━━ Record extracts

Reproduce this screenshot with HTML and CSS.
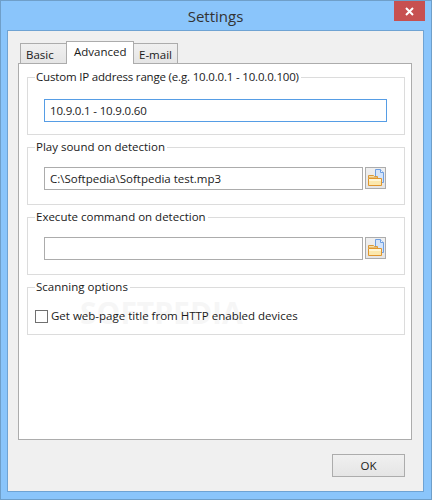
FILE: index.html
```html
<!DOCTYPE html>
<html lang="en">
<head>
  <meta charset="UTF-8">
  <title>Settings</title>
  <link rel="stylesheet" href="styles.css">
</head>
<body>
  <div class="window">
    <div class="titlebar">
      <span class="title">Settings</span>
      <button class="close" aria-label="Close">
        <svg width="9" height="9" viewBox="0 0 9 9"><path d="M1 1l7 7M8 1l-7 7" stroke="#fff" stroke-width="2"/></svg>
      </button>
    </div>
    <div class="content">
      <div class="tabs">
        <div class="tab tab-basic">Basic</div>
        <div class="tab tab-active">Advanced</div>
        <div class="tab tab-email">E-mail</div>
      </div>
      <div class="panel">
        <fieldset class="group">
          <legend class="tight">Custom IP address range (e.g. 10.0.0.1 - 10.0.0.100)</legend>
          <div class="row row-wide">
            <input class="field field-focus tight" type="text" value="10.9.0.1 - 10.9.0.60">
          </div>
        </fieldset>
        <fieldset class="group">
          <legend>Play sound on detection</legend>
          <div class="row">
            <input class="field" type="text" value="C:\Softpedia\Softpedia test.mp3">
            <button class="browse" aria-label="Browse">
              <svg width="18" height="18" viewBox="0 0 18 18">
                <path d="M8.500 .5h5l3 3v10h-8z" fill="#d3e4fb" stroke="#6f9fe0"/>
                <path d="M13.500 .5v3h3" fill="#eef5ff" stroke="#6f9fe0"/>
                <path d="M1.500 9v-2.500h5l1 1h3v1.500z" fill="#f6dfa8" stroke="#d99a3c"/>
                <path d="M1.500 9.500h13v7h-13z" fill="#fbe8ad" stroke="#e0962e"/>
                <path d="M2 10h12v2h-12z" fill="#fff6d6"/>
              </svg>
            </button>
          </div>
        </fieldset>
        <fieldset class="group">
          <legend>Execute command on detection</legend>
          <div class="row">
            <input class="field" type="text" value="">
            <button class="browse" aria-label="Browse">
              <svg width="18" height="18" viewBox="0 0 18 18">
                <path d="M8.500 .5h5l3 3v10h-8z" fill="#d3e4fb" stroke="#6f9fe0"/>
                <path d="M13.500 .5v3h3" fill="#eef5ff" stroke="#6f9fe0"/>
                <path d="M1.500 9v-2.500h5l1 1h3v1.500z" fill="#f6dfa8" stroke="#d99a3c"/>
                <path d="M1.500 9.500h13v7h-13z" fill="#fbe8ad" stroke="#e0962e"/>
                <path d="M2 10h12v2h-12z" fill="#fff6d6"/>
              </svg>
            </button>
          </div>
        </fieldset>
        <fieldset class="group group-options">
          <legend>Scanning options</legend>
          <label class="check"><span class="box"></span>Get web-page title from HTTP enabled devices</label>
        </fieldset>
        <div class="watermark">SOFTPEDIA</div>
      </div>
      <div class="footer">
        <button class="ok">OK</button>
      </div>
    </div>
  </div>
</body>
</html>
```

FILE: styles.css
```css
* {
  box-sizing: border-box;
}
html, body {
  margin: 0;
  height: 500px;
  overflow: hidden;
}
body {
  font-family: "Open Sans", "Liberation Sans", sans-serif;
  font-size: 11.5px;
  color: #1a1a1a;
}
.tight {
  letter-spacing: -.18px;
}
.window {
  width: 432px;
  height: 500px;
  background: #8ac5fb;
  border: 1px solid #6f9fc9;
  padding: 0 7px 7px 6px;
  display: flex;
  flex-direction: column;
}
.titlebar {
  height: 29px;
  flex: none;
  display: flex;
  justify-content: center;
  align-items: center;
  position: relative;
}
.title {
  font-size: 15px;
  color: #333;
}
.close {
  position: absolute;
  top: 0;
  right: -1px;
  width: 31px;
  height: 20px;
  background: #c75050;
  border: none;
  padding: 0;
  display: flex;
  align-items: center;
  justify-content: center;
}
.content {
  flex: 1;
  background: #f0f0f0;
  border: 1px solid #6fa3d3;
  padding: 10px 11px 0 10px;
  display: flex;
  flex-direction: column;
}
.tabs {
  display: flex;
  height: 22px;
  padding-left: 2px;
  align-items: flex-end;
  position: relative;
  z-index: 1;
}
.tab {
  height: 20px;
  border: 1px solid #acacac;
  border-bottom: none;
  background: linear-gradient(#f0f0f0, #e5e5e5);
  padding: 3px 0 0 5px;
  color: #1a1a1a;
}
.tab-basic {
  width: 46px;
  border-right: none;
}
.tab-active {
  width: 68px;
  height: 23px;
  margin-bottom: -1px;
  background: #fff;
  padding: 2px 0 0 7px;
}
.tab-email {
  width: 44px;
  border-left: none;
}
.panel {
  height: 377px;
  flex: none;
  background: #fff;
  border: 1px solid #acacac;
  padding: 5px 6px 0 8px;
  position: relative;
}
.group {
  margin: 0 0 4px;
  padding: 0 0 0 16px;
  height: 66px;
  border: 1px solid #dcdcdc;
  min-width: 0;
}
.group legend {
  padding: 0 2px 0 1px;
  margin-left: -9px;
  line-height: 16px;
  color: #1a1a1a;
}
.group-options {
  height: 56px;
  margin: 0;
  padding-left: 7px;
}
.group-options legend {
  margin-left: 0;
}
.row {
  display: flex;
  gap: 2px;
  margin-top: 12px;
  padding-right: 18px;
}
.row-wide {
  margin-top: 14px;
  padding-right: 17px;
}
.field {
  flex: 1;
  min-width: 0;
  height: 23px;
  border: 1px solid #acacac;
  padding: 0 5px;
  font: inherit;
  color: #1a1a1a;
  background: #fff;
}
.field-focus {
  border-color: #569de5;
}
.browse {
  flex: none;
  width: 21px;
  height: 22px;
  padding: 0;
  border: 1px solid #acacac;
  background: linear-gradient(#f0f0f0, #e5e5e5);
  display: flex;
  align-items: center;
  justify-content: center;
}
.check {
  display: flex;
  align-items: center;
  line-height: 16px;
  margin-top: 13px;
  color: #1a1a1a;
}
.box {
  width: 13px;
  height: 13px;
  background: #fff;
  border: 1px solid #707070;
  margin-right: 3px;
}
.watermark {
  position: absolute;
  left: 61px;
  top: 228px;
  font-size: 30px;
  font-weight: 700;
  color: #000;
  opacity: .03;
  pointer-events: none;
}
.footer {
  display: flex;
  justify-content: flex-end;
  padding: 14px 7px 0 0;
}
.ok {
  width: 73px;
  height: 23px;
  border: 1px solid #acacac;
  background: linear-gradient(#f0f0f0, #e5e5e5);
  font: inherit;
  color: #1a1a1a;
  padding: 0;
}
```
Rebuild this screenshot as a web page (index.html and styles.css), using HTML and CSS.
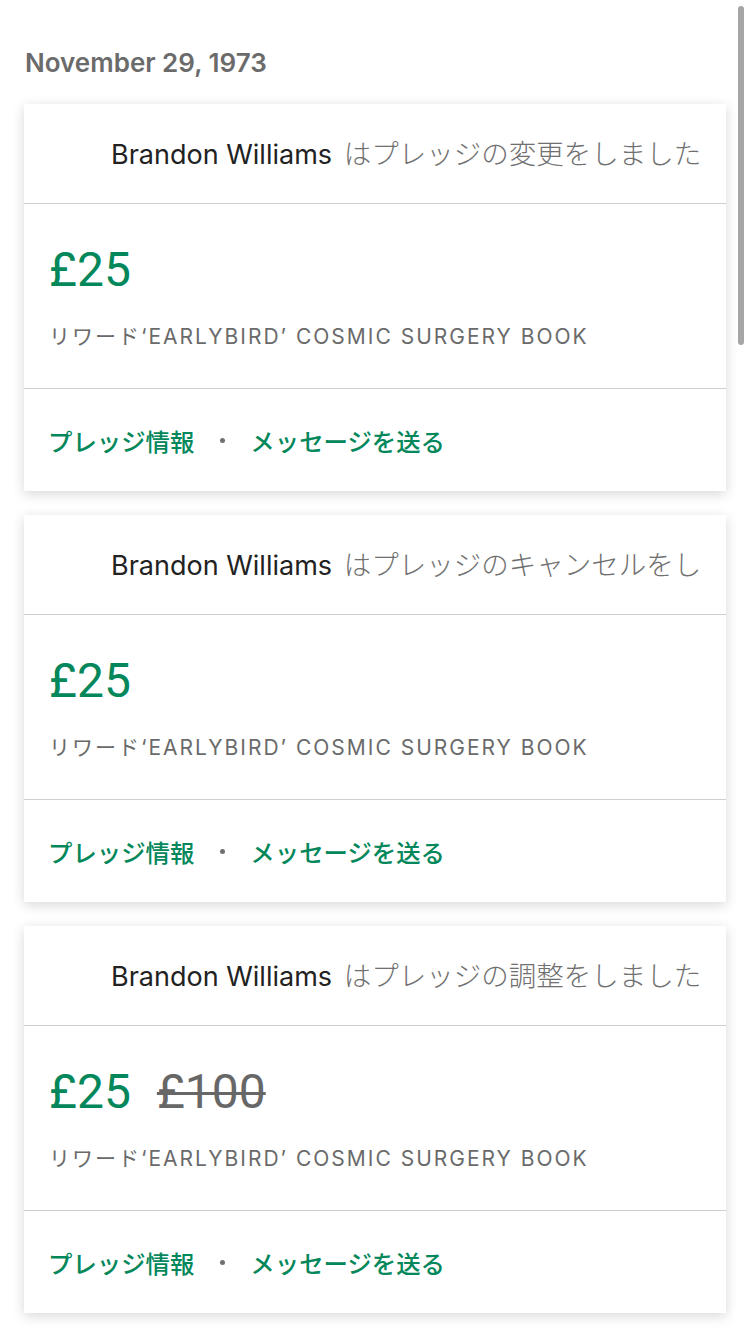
FILE: index.html
```html
<!DOCTYPE html>
<html lang="ja">
<head>
<meta charset="utf-8">
<title>Activity</title>
<link rel="stylesheet" href="styles.css">
</head>
<body>
<div class="page">
  <h2 class="date">November 29, 1973</h2>

  <div class="card">
    <div class="card-head"><div class="head-text"><span class="name">Brandon Williams</span> <span class="action">はプレッジの変更をしました</span></div></div>
    <div class="card-body">
      <div class="price"><span class="amount">£25</span></div>
      <div class="reward">リワード‘EARLYBIRD’ COSMIC SURGERY BOOK</div>
    </div>
    <div class="card-foot"><a class="link">プレッジ情報</a><span class="dot"></span><a class="link">メッセージを送る</a></div>
  </div>

  <div class="card">
    <div class="card-head"><div class="head-text"><span class="name">Brandon Williams</span> <span class="action">はプレッジのキャンセルをしました</span></div></div>
    <div class="card-body">
      <div class="price"><span class="amount">£25</span></div>
      <div class="reward">リワード‘EARLYBIRD’ COSMIC SURGERY BOOK</div>
    </div>
    <div class="card-foot"><a class="link">プレッジ情報</a><span class="dot"></span><a class="link">メッセージを送る</a></div>
  </div>

  <div class="card">
    <div class="card-head"><div class="head-text"><span class="name">Brandon Williams</span> <span class="action">はプレッジの調整をしました</span></div></div>
    <div class="card-body">
      <div class="price"><span class="amount">£25</span><span class="old">£100</span></div>
      <div class="reward">リワード‘EARLYBIRD’ COSMIC SURGERY BOOK</div>
    </div>
    <div class="card-foot"><a class="link">プレッジ情報</a><span class="dot"></span><a class="link">メッセージを送る</a></div>
  </div>
</div>
<div class="scrollbar"></div>
</body>
</html>
```

FILE: styles.css
```css
html, body {
  margin: 0;
  padding: 0;
  background: #ffffff;
}
body {
  font-family: Inter, "Noto Sans CJK JP", sans-serif;
  color: #222;
}
.page {
  padding: 45px 24px 20px 24px;
  display: flex;
  flex-direction: column;
  gap: 24px;
}
.date {
  margin: 0 0 -1px 1px;
  font-size: 26px;
  line-height: 36px;
  font-weight: 600;
  color: #6b6b6b;
}
.card {
  background: #fff;
  box-shadow: 0 3px 12px rgba(0, 0, 0, 0.16);
  display: flex;
  flex-direction: column;
}
.card-head {
  height: 100px;
  box-sizing: border-box;
  display: flex;
  align-items: center;
  padding: 0 24px 3px 87px;
  border-bottom: 1px solid #cfcfcf;
}
.head-text {
  flex: 1;
  min-width: 0;
  font-size: 27px;
  white-space: nowrap;
  overflow: hidden;
}
.head-text .name {
  color: #222;
}
.head-text .action {
  color: #707070;
  font-weight: 300;
  font-size: 27.5px;
  margin-left: 4px;
}
.card-body {
  padding: 38px 25px 36px 25px;
  border-bottom: 1px solid #cfcfcf;
}
.price {
  font-family: Roboto, sans-serif;
  font-size: 48px;
  line-height: 56px;
  height: 56px;
  display: flex;
  align-items: baseline;
}
.amount {
  color: #04875a;
}
.old {
  color: #676767;
  margin-left: 26px;
  text-decoration: line-through;
  text-decoration-thickness: 3px;
}
.reward {
  margin-top: 24px;
  font-size: 21px;
  letter-spacing: 2px;
  line-height: 30px;
  color: #6a6a6a;
  white-space: nowrap;
}
.card-foot {
  height: 102px;
  display: flex;
  align-items: center;
  padding: 0 24px;
}
.link {
  color: #04875a;
  font-size: 24.4px;
  font-weight: 500;
}
.dot {
  width: 5px;
  height: 5px;
  border-radius: 50%;
  background: #707070;
  margin: 0 25px 0 26px;
}
.scrollbar {
  position: fixed;
  top: 6px;
  left: 738px;
  width: 6px;
  height: 339px;
  border-radius: 3px;
  background: #a6a6a6;
}
```
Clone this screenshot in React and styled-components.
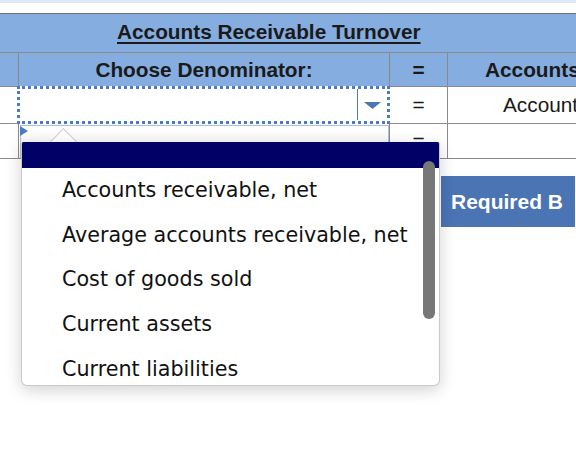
import React from 'react';
import styled, { createGlobalStyle } from 'styled-components';

const Global = createGlobalStyle`
  body {
    margin: 0;
    background: #fff;
    font-family: "Liberation Sans", Arial, sans-serif;
    color: #1a1a1a;
  }
`;

const Page = styled.div`
  position: relative;
  width: 576px;
  height: 456px;
  overflow: hidden;
`;

const TopStrip = styled.div`
  height: 3px;
  background: #dde9f7;
  margin-bottom: 10px;
`;

const Table = styled.div`
  display: grid;
  grid-template-columns: 19px 371px 58px 220px;
  grid-template-rows: 39px 34px 37px 35px;
  border-top: 1px solid #6e6e6e;
  width: 668px;
`;

const TitleCell = styled.div`
  grid-column: 1 / -1;
  background: #85ade0;
  border-bottom: 1px solid #8a8a8a;
  display: flex;
  align-items: center;
  padding-left: 117px;
  padding-bottom: 3px;
  box-sizing: border-box;
  font-size: 20.8px;
  font-weight: bold;
  text-decoration: underline;
  text-underline-offset: 3px;
`;

const Cell = styled.div`
  box-sizing: border-box;
  border-right: 1px solid #8a8a8a;
  border-bottom: 1px solid #8a8a8a;
  background: ${p => (p.$head ? '#85ade0' : '#fff')};
  font-size: 20.8px;
  font-weight: ${p => (p.$head ? 'bold' : 'normal')};
  display: flex;
  align-items: center;
  justify-content: ${p => (p.$left ? 'flex-start' : 'center')};
  padding-left: ${p => p.$pad || 0}px;
  white-space: nowrap;
  overflow: hidden;
  position: relative;
`;

const PlainCell = styled.div`
  position: relative;
  border-bottom: 1px solid #8a8a8a;
  border-right: 1px solid #8a8a8a;
  box-sizing: border-box;
`;

const FocusSelect = styled.div`
  position: absolute;
  left: -2px;
  right: -1px;
  top: -1px;
  bottom: -1px;
  border: 3px dotted #4a7bc4;
  display: flex;
  justify-content: flex-end;
  background: #fff;
`;

const Divider = styled.div`
  width: 1px;
  background: #4a7bc4;
  margin-bottom: 1px;
`;

const ArrowBox = styled.div`
  width: 29px;
  display: flex;
  align-items: center;
  justify-content: center;
  svg {
    display: block;
  }
`;

const IdleSelect = styled.div`
  position: absolute;
  left: 1px;
  right: 0;
  top: 1px;
  bottom: 0;
  border: 1px solid #a9c0e2;
  border-bottom: none;
  background: linear-gradient(#fff, #f1f1f1);
`;

const Marker = styled.div`
  position: absolute;
  left: 1px;
  top: 2px;
  width: 0;
  height: 0;
  border-top: 5px solid transparent;
  border-bottom: 5px solid transparent;
  border-left: 8px solid #4a7bc4;
`;

const Caret = styled.div`
  position: absolute;
  left: 35px;
  top: 8px;
  width: 18px;
  height: 18px;
  background: #fff;
  border-left: 1px solid #cfcfcf;
  border-top: 1px solid #cfcfcf;
  transform: rotate(45deg);
`;

const Tabs = styled.div`
  display: flex;
  margin-top: 17px;
  padding-left: 441px;
`;

const Tab = styled.div`
  height: 51px;
  background: #4a74b4;
  color: #fff;
  font-size: 21px;
  font-weight: bold;
  display: flex;
  align-items: center;
  padding: 0 12px 0 10px;
  white-space: nowrap;
`;

const Popup = styled.div`
  position: absolute;
  left: 21px;
  top: 142px;
  width: 419px;
  height: 244px;
  box-sizing: border-box;
  background: #fff;
  border: 1px solid #cacaca;
  border-top: none;
  border-radius: 2px 2px 6px 6px;
  box-shadow: 0 4px 16px rgba(0, 0, 0, 0.18);
  overflow: hidden;
`;

const PopupHead = styled.div`
  height: 26px;
  background: #000066;
`;

const Option = styled.div`
  height: 44.6px;
  display: flex;
  align-items: center;
  padding-left: 40px;
  font-family: "DejaVu Sans", Verdana, sans-serif;
  font-size: 20.7px;
  color: #111;
  white-space: nowrap;
`;

const Thumb = styled.div`
  position: absolute;
  right: 4px;
  top: 19px;
  width: 12px;
  height: 158px;
  border-radius: 6px;
  background: #777;
`;

const options = [
  'Accounts receivable, net',
  'Average accounts receivable, net',
  'Cost of goods sold',
  'Current assets',
  'Current liabilities',
];

export default function App() {
  return (
    <Page>
      <Global />
      <TopStrip />
      <Table>
        <TitleCell>Accounts Receivable Turnover</TitleCell>

        <Cell $head />
        <Cell $head>Choose Denominator:</Cell>
        <Cell $head>=</Cell>
        <Cell $head $left $pad={37}>Accounts Receivable Turnover</Cell>

        <Cell />
        <PlainCell>
          <FocusSelect>
            <Divider />
            <ArrowBox>
              <svg width="17" height="7" viewBox="0 0 17 7">
                <polygon points="0,0 17,0 8.5,7" fill="#4a76b5" />
              </svg>
            </ArrowBox>
          </FocusSelect>
        </PlainCell>
        <Cell>=</Cell>
        <Cell $left $pad={55}>Accounts receivable turnover</Cell>

        <Cell />
        <PlainCell>
          <IdleSelect />
          <Marker />
          <Caret />
        </PlainCell>
        <Cell>=</Cell>
        <Cell />
      </Table>

      <Tabs>
        <Tab>Required B</Tab>
      </Tabs>

      <Popup>
        <PopupHead />
        {options.map(o => (
          <Option key={o}>{o}</Option>
        ))}
        <Thumb />
      </Popup>
    </Page>
  );
}
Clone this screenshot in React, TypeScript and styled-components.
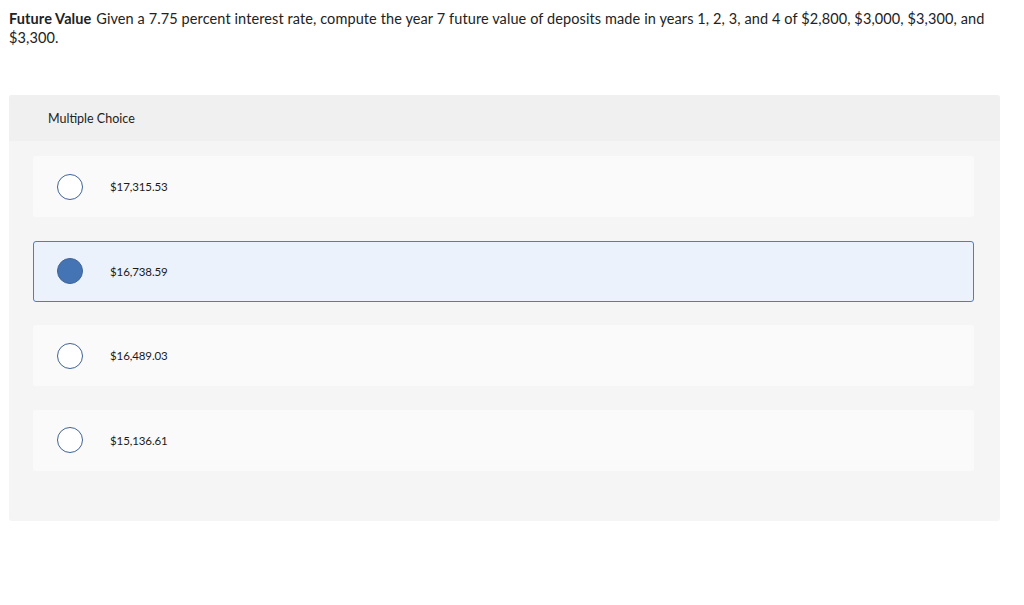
import React from "react";
import styled, { createGlobalStyle } from "styled-components";

const Global = createGlobalStyle`
  html, body { margin: 0; padding: 0; background: #ffffff; }
  body { font-family: Lato, "Open Sans", sans-serif; color: #1a1a1a; }
`;

const Page = styled.div`
  padding: 9px 15px 0 9px;
  width: 1024px;
  box-sizing: border-box;
`;

const Question = styled.p`
  margin: 0;
  font-size: 14.5px;
  letter-spacing: 0.1px;
  line-height: 19px;
  color: #222;
`;

const Bold = styled.strong`
  font-weight: 700;
  margin-right: 1px;
`;

const Panel = styled.div`
  margin-top: 48px;
  width: 991px;
  background: #f5f5f5;
  border-radius: 3px;
  overflow: hidden;
  padding-bottom: 50px;
`;

const Header = styled.div`
  height: 46px;
  background: #f0f0f0;
  display: flex;
  align-items: center;
  padding-left: 39px;
  font-size: 12.5px;
  color: #222;
`;

const List = styled.div`
  display: flex;
  flex-direction: column;
  gap: 23.5px;
  padding: 15px 26px 0 24px;
`;

const Option = styled.div<{ $selected?: boolean }>`
  height: 61px;
  box-sizing: border-box;
  display: flex;
  align-items: center;
  padding-left: 23px;
  border-radius: 3px;
  background: ${(p) => (p.$selected ? "#ebf2fb" : "#fafafa")};
  border: 1px solid ${(p) => (p.$selected ? "#4a7fc8" : "transparent")};
`;

const Radio = styled.span<{ $selected?: boolean }>`
  width: 26px;
  height: 26px;
  box-sizing: border-box;
  border-radius: 50%;
  border: 1px solid #3f6396;
  background: ${(p) => (p.$selected ? "#4574b4" : "#ffffff")};
  flex: none;
`;

const Label = styled.span`
  margin-left: 27px;
  font-size: 11.5px;
  letter-spacing: -0.1px;
  color: #1a1a1a;
`;

const options = ["$17,315.53", "$16,738.59", "$16,489.03", "$15,136.61"];

export default function App() {
  return (
    <>
      <Global />
      <Page>
        <Question>
          <Bold>Future Value</Bold> Given a 7.75 percent interest rate, compute the year 7 future value of deposits made in years 1, 2, 3, and 4 of $2,800, $3,000, $3,300, and $3,300.
        </Question>
        <Panel>
          <Header>Multiple Choice</Header>
          <List>
            {options.map((o, i) => (
              <Option key={o} $selected={i === 1}>
                <Radio $selected={i === 1} />
                <Label>{o}</Label>
              </Option>
            ))}
          </List>
        </Panel>
      </Page>
    </>
  );
}
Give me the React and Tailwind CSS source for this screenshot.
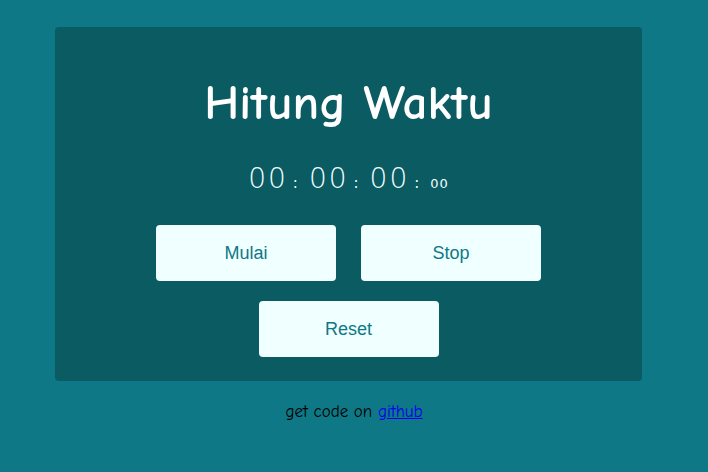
import { useState } from "react";

const comic = { fontFamily: '"Comic Sans MS", "Comic Neue", cursive' };

function Sep() {
  return <span className="ml-[5px] mr-[9px] text-[15px] font-normal">:</span>;
}

export default function App() {
  const [time] = useState({ h: "00", m: "00", s: "00", ms: "00" });

  return (
    <div className="min-h-screen w-full bg-[#0e7886] pt-[27px]" style={comic}>
      <div className="ml-[55px] w-[587px] h-[354px] rounded-[4px] bg-[#0b5b63] flex flex-col items-center pt-[46px]">
        <h1 className="text-[49px] leading-[60px] font-semibold text-white">Hitung Waktu</h1>

        <div
          className="mt-[28px] text-[28px] leading-[36px] font-extralight tracking-[2px] text-[#f0ffff] flex items-baseline"
          style={{ fontFamily: '"DejaVu Sans", sans-serif' }}
        >
          <span>{time.h}</span>
          <Sep />
          <span>{time.m}</span>
          <Sep />
          <span>{time.s}</span>
          <Sep />
          <span className="text-[13px] tracking-[1px] font-normal">{time.ms}</span>
        </div>

        <div
          className="mt-[23px] flex flex-wrap justify-center gap-x-[25px] gap-y-[20px] w-[385px]"
          style={{ fontFamily: '"Liberation Sans", Arial, sans-serif' }}
        >
          <button className="w-[180px] h-[56px] rounded-[4px] bg-[#f0ffff] text-[#0e7886] text-[18px]">
            Mulai
          </button>
          <button className="w-[180px] h-[56px] rounded-[4px] bg-[#f0ffff] text-[#0e7886] text-[18px]">
            Stop
          </button>
          <button className="w-[180px] h-[56px] rounded-[4px] bg-[#f0ffff] text-[#0e7886] text-[18px]">
            Reset
          </button>
        </div>
      </div>

      <p className="mt-[18px] text-center text-[17px] text-black">
        get code on{" "}
        <a href="#" className="text-[#0000ee] underline">
          github
        </a>
      </p>
    </div>
  );
}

━━━━

Copy each line of the listing in which the word "Clone" can be found.

Clone this screenshot in React and styled-components.
Clone this screenshot in React, TypeScript and styled-components.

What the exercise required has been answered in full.